Michael Pinard, the Francis & Harriet Iglehart Professor of Law, is a national leader on issues related to race and the criminal legal system. He is the intellectual and visionary lead behind the law school’s efforts to create the Gibson-Banks Center.
Larry Gibson, the Morton & Sophia Macht Professor of Law, is a legal historian who has written one of the definitive biographies of Thurgood Marshall and will soon release a second book about Justice Marshall. He teaches seminars on Thurgood Marshall and race and the law. He has curated several exhibits on the history of Black lawyers in Maryland. In 1974, Gibson became the first Black man to become a tenured professor at Maryland Carey Law. He has indeed demonstrated strong leadership both within and outside of the law school.
Taunya Lovell Banks, Jacob A. France Professor of Equality Jurisprudence, taught her final class at the University of Maryland Francis King Carey School of Law in fall 2021. The legendary critical race theory scholar and first tenured Black woman on the law school faculty retired after an illustrious career in which she trained her sharp scholarship on exposing systemic sexism and racism and inspired generations of students and colleagues to dedicate their legal careers to the fight for social justice.
Monique L. Dixon, Executive Director, Gibson-Banks Center for Race and the Law, is responsible for managing the day-to-day operations of and strategic planning for the Gibson-Banks Center.

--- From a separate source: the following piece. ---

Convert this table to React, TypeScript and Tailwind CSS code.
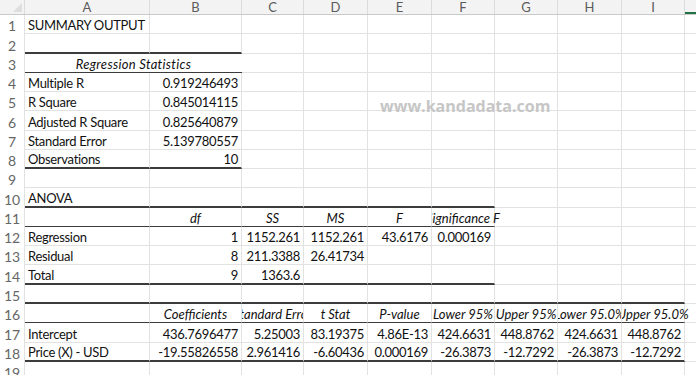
import React from "react";

type Align = "l" | "r" | "c";
type CellData = { t: string; a?: Align; i?: boolean; spill?: boolean };

const COLS = ["A", "B", "C", "D", "E", "F", "G", "H", "I"];
const WIDTHS = ["w-[125px]", "w-[92px]", "w-[62px]", "w-[64px]", "w-[64px]", "w-[63px]", "w-[63px]", "w-[64px]", "w-[63px]"];

const L = (t: string): CellData => ({ t, a: "l" });
const R = (t: string): CellData => ({ t, a: "r" });
const H = (t: string, spill = false): CellData => ({ t, a: "c", i: true, spill });

// row number -> cells A..I
const DATA: Record<number, CellData[]> = {
  1: [L("SUMMARY OUTPUT")],
  4: [L("Multiple R"), R("0.919246493")],
  5: [L("R Square"), R("0.845014115")],
  6: [L("Adjusted R Square"), R("0.825640879")],
  7: [L("Standard Error"), R("5.139780557")],
  8: [L("Observations"), R("10")],
  10: [L("ANOVA")],
  11: [L(""), H("df"), H("SS"), H("MS"), H("F"), H("Significance F", true)],
  12: [L("Regression"), R("1"), R("1152.261"), R("1152.261"), R("43.6176"), R("0.000169")],
  13: [L("Residual"), R("8"), R("211.3388"), R("26.41734")],
  14: [L("Total"), R("9"), R("1363.6")],
  16: [
    L(""),
    H("Coefficients"),
    H("Standard Error"),
    H("t Stat"),
    H("P-value"),
    H("Lower 95%"),
    H("Upper 95%"),
    H("Lower 95.0%"),
    H("Upper 95.0%", true),
  ],
  17: [
    L("Intercept"),
    R("436.7696477"),
    R("5.25003"),
    R("83.19375"),
    R("4.86E-13"),
    R("424.6631"),
    R("448.8762"),
    R("424.6631"),
    R("448.8762"),
  ],
  18: [
    L("Price (X) - USD"),
    R("-19.55826558"),
    R("2.961416"),
    R("-6.60436"),
    R("0.000169"),
    R("-26.3873"),
    R("-12.7292"),
    R("-26.3873"),
    R("-12.7292"),
  ],
};

// bottom edge of a cell: thick / thin dark line or plain gridline
function edge(row: number, col: number): "thick" | "thin" | null {
  if ((row === 2 || row === 8) && col <= 1) return "thick";
  if (row === 3 && col <= 1) return "thin";
  if ((row === 10 || row === 14) && col <= 5) return "thick";
  if (row === 11 && col <= 5) return "thin";
  if ((row === 15 || row === 18) && col <= 8) return "thick";
  if (row === 16 && col <= 8) return "thin";
  return null;
}

function Cell({ row, col }: { row: number; col: number }) {
  const d = DATA[row]?.[col];
  const e = edge(row, col);
  const border =
    e === "thick"
      ? "border-b-2 border-b-[#3c3c3c]"
      : e === "thin"
      ? "border-b border-b-[#3c3c3c]"
      : "border-b border-b-[#e2e2e2]";
  const align =
    d?.a === "r" ? "justify-end" : d?.a === "c" ? "justify-center" : "justify-start";
  const clip = d?.spill ? "[clip-path:inset(0_-200px_0_0)]" : "overflow-hidden";

  return (
    <div className={`${WIDTHS[col]} shrink-0 h-full border-r border-r-[#e2e2e2] ${border} ${clip} flex items-end ${align} px-[3px] pb-[1px]`}>
      {d && (
        <span className={`whitespace-nowrap leading-[14px] ${d.i ? "italic tracking-normal" : ""}`}>{d.t}</span>
      )}
    </div>
  );
}

// Regression Statistics spans A:B, centered across selection
function MergedRow3() {
  return (
    <div className="w-[217px] shrink-0 h-full border-b border-b-[#3c3c3c] flex items-end justify-center pb-[1px]">
      <span className="italic tracking-[0.3px] whitespace-nowrap leading-[14px]">Regression Statistics</span>
    </div>
  );
}

export default function App() {
  const rows = Array.from({ length: 19 }, (_, i) => i + 1);

  return (
    <div className="relative w-[696px] h-[375px] overflow-hidden bg-white text-[#111] text-[13px] tracking-[-0.3px] font-['Lato','Liberation_Sans',sans-serif]">
      {/* column headers */}
      <div className="flex h-[15px] bg-[#f3f3f3] border-b border-b-[#c9c9c9] text-[#5b5b5b] tracking-normal">
        <div className="w-[25px] shrink-0 relative border-r border-r-[#dcdcdc]">
          <div className="absolute right-[2px] bottom-[2px] w-0 h-0 border-l-[9px] border-l-transparent border-b-[9px] border-b-[#dedede]" />
        </div>
        {COLS.map((c, i) => (
          <div key={c} className={`${WIDTHS[i]} shrink-0 border-r border-r-[#dcdcdc] flex items-center justify-center leading-[14px] text-[13px]`}>
            {c}
          </div>
        ))}
        <div className="flex-1 border-b-2 border-b-[#217346]" />
      </div>

      {rows.map((r) => (
        <div key={r} className="flex h-[19.28px]">
          <div className="w-[25px] shrink-0 border-r border-r-[#e2e2e2] flex items-end justify-center pb-[1px] text-[14px] tracking-normal text-[#666] leading-[15px]">
            {r}
          </div>
          {r === 3 ? (
            <>
              <MergedRow3 />
              {COLS.slice(2).map((_, k) => (
                <Cell key={k} row={r} col={k + 2} />
              ))}
            </>
          ) : (
            COLS.map((_, k) => <Cell key={k} row={r} col={k} />)
          )}
          <div className="flex-1 border-b border-b-[#e2e2e2]" />
        </div>
      ))}

      {/* watermark */}
      <div className="absolute left-[380px] top-[94px] text-[16px] font-bold tracking-normal text-[#c6c6c6] font-['Open_Sans','Liberation_Sans',sans-serif]">
        www.kandadata.com
      </div>
    </div>
  );
}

She joined the Center after serving as the Deputy Assistant Secretary for Policy at the U.S. Department of Education’s Office for Civil Rights.
Teresa Christian, Paralegal, Gibson-Banks Center for Race and the Law, provides paralegal services and programmatic support to the Center.
Brandon Miller, Erek L. Baron Fellow, serves as a student fellow at the Gibson-Banks Center for Race and the Law.